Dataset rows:
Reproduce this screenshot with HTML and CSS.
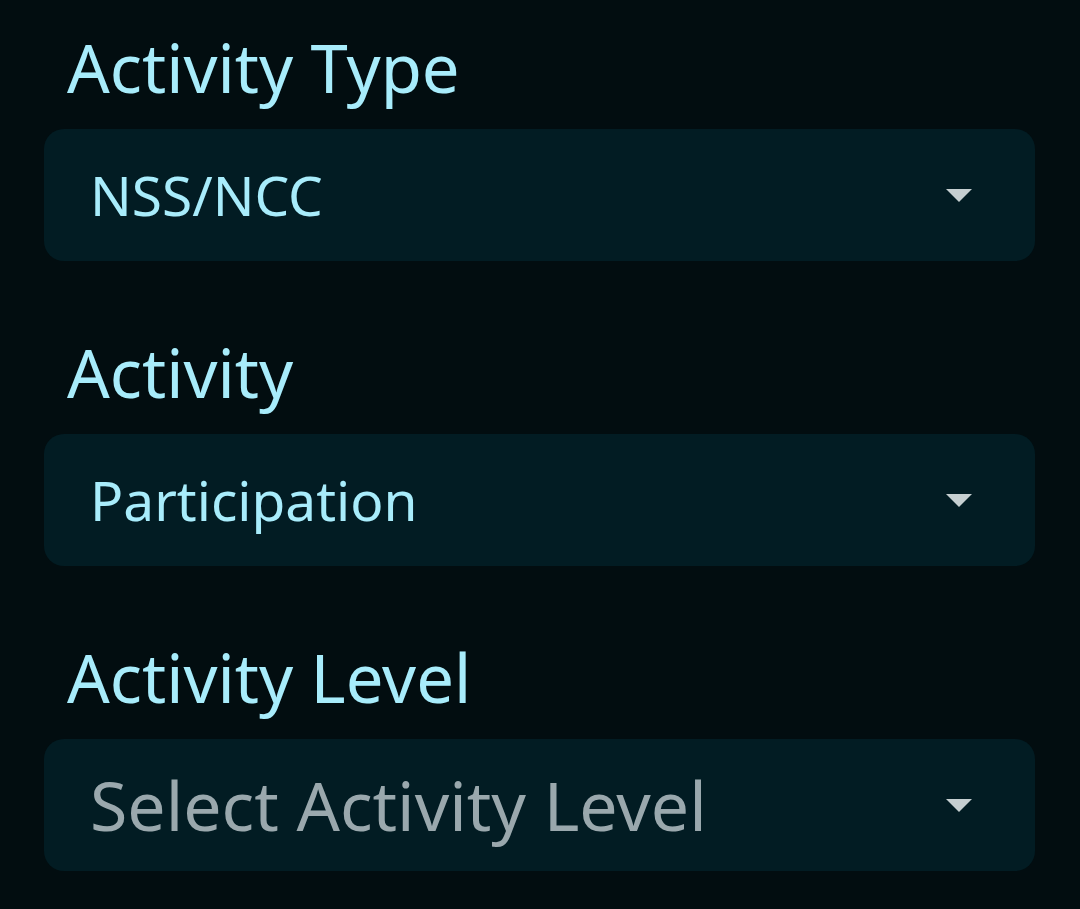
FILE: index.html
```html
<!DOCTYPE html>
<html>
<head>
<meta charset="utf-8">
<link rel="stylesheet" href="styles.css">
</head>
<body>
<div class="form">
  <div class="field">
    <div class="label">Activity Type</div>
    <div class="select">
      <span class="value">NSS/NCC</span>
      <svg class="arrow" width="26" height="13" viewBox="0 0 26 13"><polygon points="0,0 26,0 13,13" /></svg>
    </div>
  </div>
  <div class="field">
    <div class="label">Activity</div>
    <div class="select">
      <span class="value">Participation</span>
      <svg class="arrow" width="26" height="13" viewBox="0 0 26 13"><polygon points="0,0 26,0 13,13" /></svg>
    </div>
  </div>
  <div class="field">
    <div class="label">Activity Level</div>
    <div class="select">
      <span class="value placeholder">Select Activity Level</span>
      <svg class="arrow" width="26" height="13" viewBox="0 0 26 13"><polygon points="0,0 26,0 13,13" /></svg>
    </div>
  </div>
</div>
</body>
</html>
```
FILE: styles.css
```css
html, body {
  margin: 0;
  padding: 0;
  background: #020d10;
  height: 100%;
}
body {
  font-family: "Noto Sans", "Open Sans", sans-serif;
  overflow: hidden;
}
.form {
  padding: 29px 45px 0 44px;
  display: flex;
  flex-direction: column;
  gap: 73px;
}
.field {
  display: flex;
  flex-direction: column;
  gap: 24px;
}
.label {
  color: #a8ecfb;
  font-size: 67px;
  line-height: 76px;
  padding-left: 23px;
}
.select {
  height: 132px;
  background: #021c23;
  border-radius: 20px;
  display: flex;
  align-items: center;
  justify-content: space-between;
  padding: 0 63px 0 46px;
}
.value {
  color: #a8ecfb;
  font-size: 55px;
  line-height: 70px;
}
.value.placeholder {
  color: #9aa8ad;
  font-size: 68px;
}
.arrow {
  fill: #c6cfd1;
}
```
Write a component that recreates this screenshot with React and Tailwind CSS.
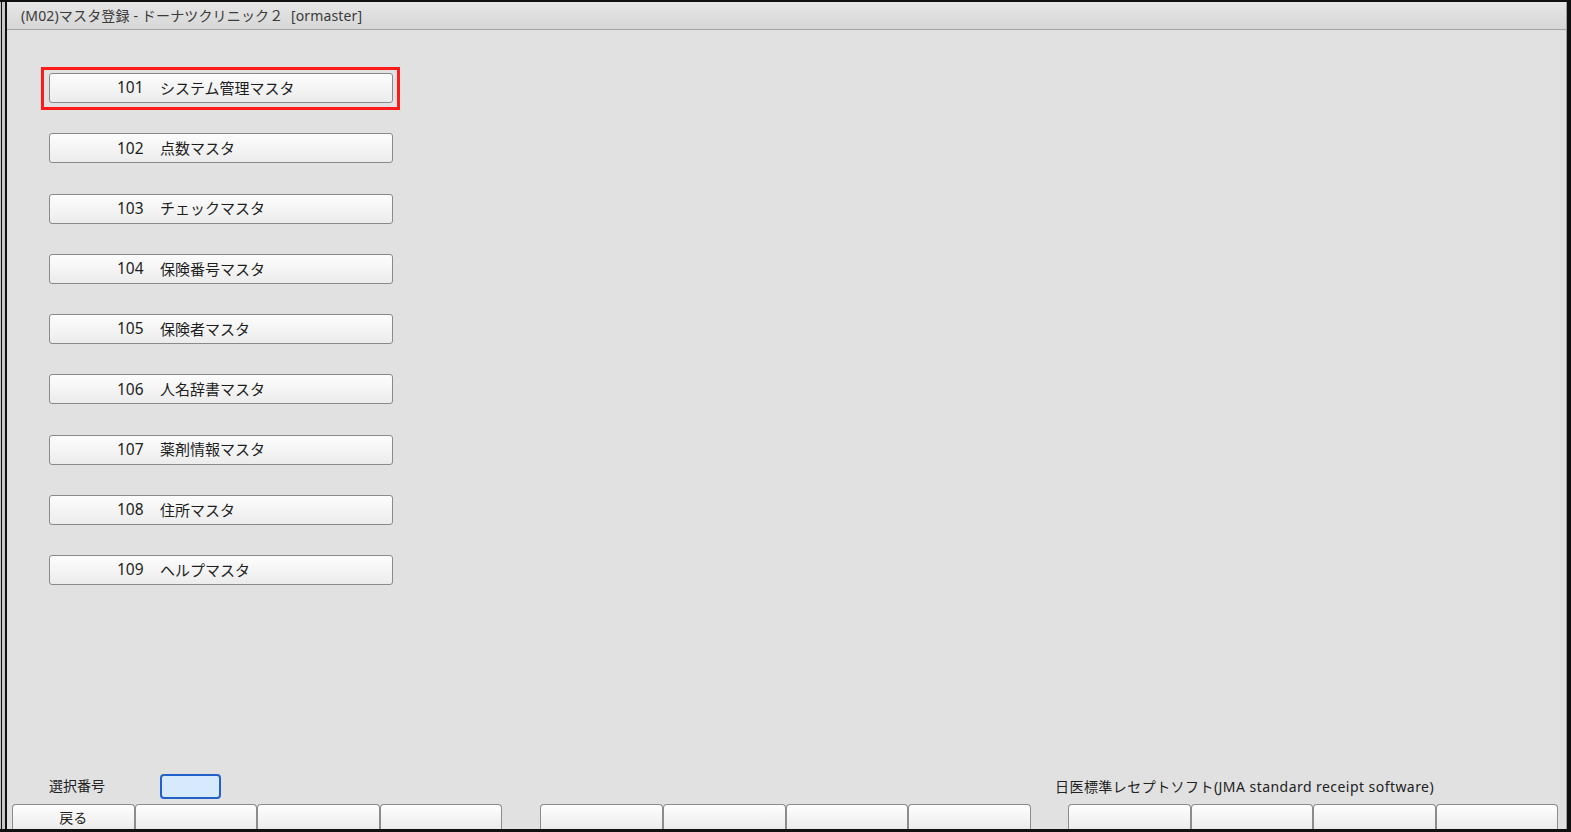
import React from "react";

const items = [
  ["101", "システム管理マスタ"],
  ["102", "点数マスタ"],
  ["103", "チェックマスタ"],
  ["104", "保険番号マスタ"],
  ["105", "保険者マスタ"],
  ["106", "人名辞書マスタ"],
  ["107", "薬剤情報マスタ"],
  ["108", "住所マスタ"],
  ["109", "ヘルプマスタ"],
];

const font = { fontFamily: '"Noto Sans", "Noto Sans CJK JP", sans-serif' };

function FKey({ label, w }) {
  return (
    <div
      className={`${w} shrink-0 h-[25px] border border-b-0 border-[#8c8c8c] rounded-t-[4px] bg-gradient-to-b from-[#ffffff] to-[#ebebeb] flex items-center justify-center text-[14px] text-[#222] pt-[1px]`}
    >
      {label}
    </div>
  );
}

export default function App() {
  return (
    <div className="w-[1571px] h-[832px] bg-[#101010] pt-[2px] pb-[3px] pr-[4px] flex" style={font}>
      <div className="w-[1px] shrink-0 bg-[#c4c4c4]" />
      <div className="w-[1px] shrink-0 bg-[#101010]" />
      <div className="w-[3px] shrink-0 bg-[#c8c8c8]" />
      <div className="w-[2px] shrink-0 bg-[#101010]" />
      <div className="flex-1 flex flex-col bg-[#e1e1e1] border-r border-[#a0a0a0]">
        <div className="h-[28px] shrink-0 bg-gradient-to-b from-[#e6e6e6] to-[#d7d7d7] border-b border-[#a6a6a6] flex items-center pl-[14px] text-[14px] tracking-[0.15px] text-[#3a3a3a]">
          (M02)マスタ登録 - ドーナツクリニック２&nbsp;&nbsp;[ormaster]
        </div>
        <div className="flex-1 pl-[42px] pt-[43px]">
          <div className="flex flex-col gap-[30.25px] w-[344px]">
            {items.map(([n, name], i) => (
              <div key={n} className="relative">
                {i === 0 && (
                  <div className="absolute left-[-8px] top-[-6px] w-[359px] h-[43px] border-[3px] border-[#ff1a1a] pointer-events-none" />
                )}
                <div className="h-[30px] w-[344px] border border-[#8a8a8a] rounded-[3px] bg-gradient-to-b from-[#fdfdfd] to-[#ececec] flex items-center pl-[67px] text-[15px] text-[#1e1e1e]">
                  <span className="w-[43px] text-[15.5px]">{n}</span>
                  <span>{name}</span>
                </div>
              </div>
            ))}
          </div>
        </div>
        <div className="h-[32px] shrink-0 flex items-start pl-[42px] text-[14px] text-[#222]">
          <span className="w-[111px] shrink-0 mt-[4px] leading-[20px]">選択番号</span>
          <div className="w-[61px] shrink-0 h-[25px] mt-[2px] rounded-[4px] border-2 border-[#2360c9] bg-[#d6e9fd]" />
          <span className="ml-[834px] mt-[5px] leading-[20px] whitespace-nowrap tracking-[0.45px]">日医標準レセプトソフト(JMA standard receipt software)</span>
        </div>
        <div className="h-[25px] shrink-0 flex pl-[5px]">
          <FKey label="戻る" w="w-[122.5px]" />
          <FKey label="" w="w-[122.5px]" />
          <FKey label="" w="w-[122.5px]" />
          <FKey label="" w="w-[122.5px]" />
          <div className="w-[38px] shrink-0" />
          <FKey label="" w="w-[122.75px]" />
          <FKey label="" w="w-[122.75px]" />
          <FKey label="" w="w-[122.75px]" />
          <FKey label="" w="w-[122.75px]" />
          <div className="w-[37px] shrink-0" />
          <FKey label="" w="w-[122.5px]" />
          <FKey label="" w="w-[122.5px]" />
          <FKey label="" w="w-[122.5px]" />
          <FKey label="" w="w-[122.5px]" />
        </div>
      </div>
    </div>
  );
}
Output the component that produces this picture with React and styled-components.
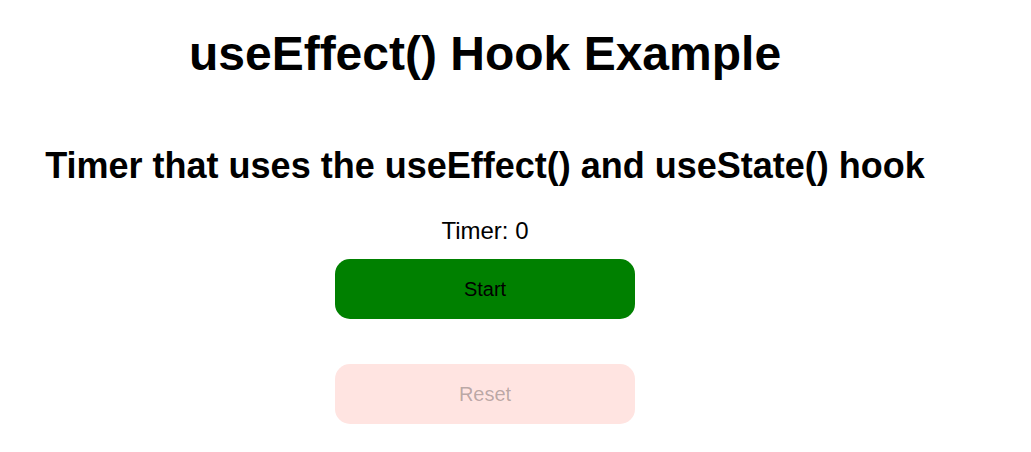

- What is asked
Omit the images and transcribe all of the records above word for word.

- Correct response
Reproduce this screenshot with HTML and CSS.
FILE: index.html
```html
<!DOCTYPE html>
<html>
<head>
<meta charset="utf-8">
<link rel="stylesheet" href="styles.css">
</head>
<body>
<div class="form">
  <div class="field">
    <div class="label">Activity Type</div>
    <div class="select">
      <span class="value">NSS/NCC</span>
      <svg class="arrow" width="26" height="13" viewBox="0 0 26 13"><polygon points="0,0 26,0 13,13" /></svg>
    </div>
  </div>
  <div class="field">
    <div class="label">Activity</div>
    <div class="select">
      <span class="value">Participation</span>
      <svg class="arrow" width="26" height="13" viewBox="0 0 26 13"><polygon points="0,0 26,0 13,13" /></svg>
    </div>
  </div>
  <div class="field">
    <div class="label">Activity Level</div>
    <div class="select">
      <span class="value placeholder">Select Activity Level</span>
      <svg class="arrow" width="26" height="13" viewBox="0 0 26 13"><polygon points="0,0 26,0 13,13" /></svg>
    </div>
  </div>
</div>
</body>
</html>
```
FILE: styles.css
```css
html, body {
  margin: 0;
  padding: 0;
  background: #020d10;
  height: 100%;
}
body {
  font-family: "Noto Sans", "Open Sans", sans-serif;
  overflow: hidden;
}
.form {
  padding: 29px 45px 0 44px;
  display: flex;
  flex-direction: column;
  gap: 73px;
}
.field {
  display: flex;
  flex-direction: column;
  gap: 24px;
}
.label {
  color: #a8ecfb;
  font-size: 67px;
  line-height: 76px;
  padding-left: 23px;
}
.select {
  height: 132px;
  background: #021c23;
  border-radius: 20px;
  display: flex;
  align-items: center;
  justify-content: space-between;
  padding: 0 63px 0 46px;
}
.value {
  color: #a8ecfb;
  font-size: 55px;
  line-height: 70px;
}
.value.placeholder {
  color: #9aa8ad;
  font-size: 68px;
}
.arrow {
  fill: #c6cfd1;
}
```
Write a component that recreates this screenshot with React and Tailwind CSS.
import React from "react";

const items = [
  ["101", "システム管理マスタ"],
  ["102", "点数マスタ"],
  ["103", "チェックマスタ"],
  ["104", "保険番号マスタ"],
  ["105", "保険者マスタ"],
  ["106", "人名辞書マスタ"],
  ["107", "薬剤情報マスタ"],
  ["108", "住所マスタ"],
  ["109", "ヘルプマスタ"],
];

const font = { fontFamily: '"Noto Sans", "Noto Sans CJK JP", sans-serif' };

function FKey({ label, w }) {
  return (
    <div
      className={`${w} shrink-0 h-[25px] border border-b-0 border-[#8c8c8c] rounded-t-[4px] bg-gradient-to-b from-[#ffffff] to-[#ebebeb] flex items-center justify-center text-[14px] text-[#222] pt-[1px]`}
    >
      {label}
    </div>
  );
}

export default function App() {
  return (
    <div className="w-[1571px] h-[832px] bg-[#101010] pt-[2px] pb-[3px] pr-[4px] flex" style={font}>
      <div className="w-[1px] shrink-0 bg-[#c4c4c4]" />
      <div className="w-[1px] shrink-0 bg-[#101010]" />
      <div className="w-[3px] shrink-0 bg-[#c8c8c8]" />
      <div className="w-[2px] shrink-0 bg-[#101010]" />
      <div className="flex-1 flex flex-col bg-[#e1e1e1] border-r border-[#a0a0a0]">
        <div className="h-[28px] shrink-0 bg-gradient-to-b from-[#e6e6e6] to-[#d7d7d7] border-b border-[#a6a6a6] flex items-center pl-[14px] text-[14px] tracking-[0.15px] text-[#3a3a3a]">
          (M02)マスタ登録 - ドーナツクリニック２&nbsp;&nbsp;[ormaster]
        </div>
        <div className="flex-1 pl-[42px] pt-[43px]">
          <div className="flex flex-col gap-[30.25px] w-[344px]">
            {items.map(([n, name], i) => (
              <div key={n} className="relative">
                {i === 0 && (
                  <div className="absolute left-[-8px] top-[-6px] w-[359px] h-[43px] border-[3px] border-[#ff1a1a] pointer-events-none" />
                )}
                <div className="h-[30px] w-[344px] border border-[#8a8a8a] rounded-[3px] bg-gradient-to-b from-[#fdfdfd] to-[#ececec] flex items-center pl-[67px] text-[15px] text-[#1e1e1e]">
                  <span className="w-[43px] text-[15.5px]">{n}</span>
                  <span>{name}</span>
                </div>
              </div>
            ))}
          </div>
        </div>
        <div className="h-[32px] shrink-0 flex items-start pl-[42px] text-[14px] text-[#222]">
          <span className="w-[111px] shrink-0 mt-[4px] leading-[20px]">選択番号</span>
          <div className="w-[61px] shrink-0 h-[25px] mt-[2px] rounded-[4px] border-2 border-[#2360c9] bg-[#d6e9fd]" />
          <span className="ml-[834px] mt-[5px] leading-[20px] whitespace-nowrap tracking-[0.45px]">日医標準レセプトソフト(JMA standard receipt software)</span>
        </div>
        <div className="h-[25px] shrink-0 flex pl-[5px]">
          <FKey label="戻る" w="w-[122.5px]" />
          <FKey label="" w="w-[122.5px]" />
          <FKey label="" w="w-[122.5px]" />
          <FKey label="" w="w-[122.5px]" />
          <div className="w-[38px] shrink-0" />
          <FKey label="" w="w-[122.75px]" />
          <FKey label="" w="w-[122.75px]" />
          <FKey label="" w="w-[122.75px]" />
          <FKey label="" w="w-[122.75px]" />
          <div className="w-[37px] shrink-0" />
          <FKey label="" w="w-[122.5px]" />
          <FKey label="" w="w-[122.5px]" />
          <FKey label="" w="w-[122.5px]" />
          <FKey label="" w="w-[122.5px]" />
        </div>
      </div>
    </div>
  );
}
Output the component that produces this picture with React and styled-components.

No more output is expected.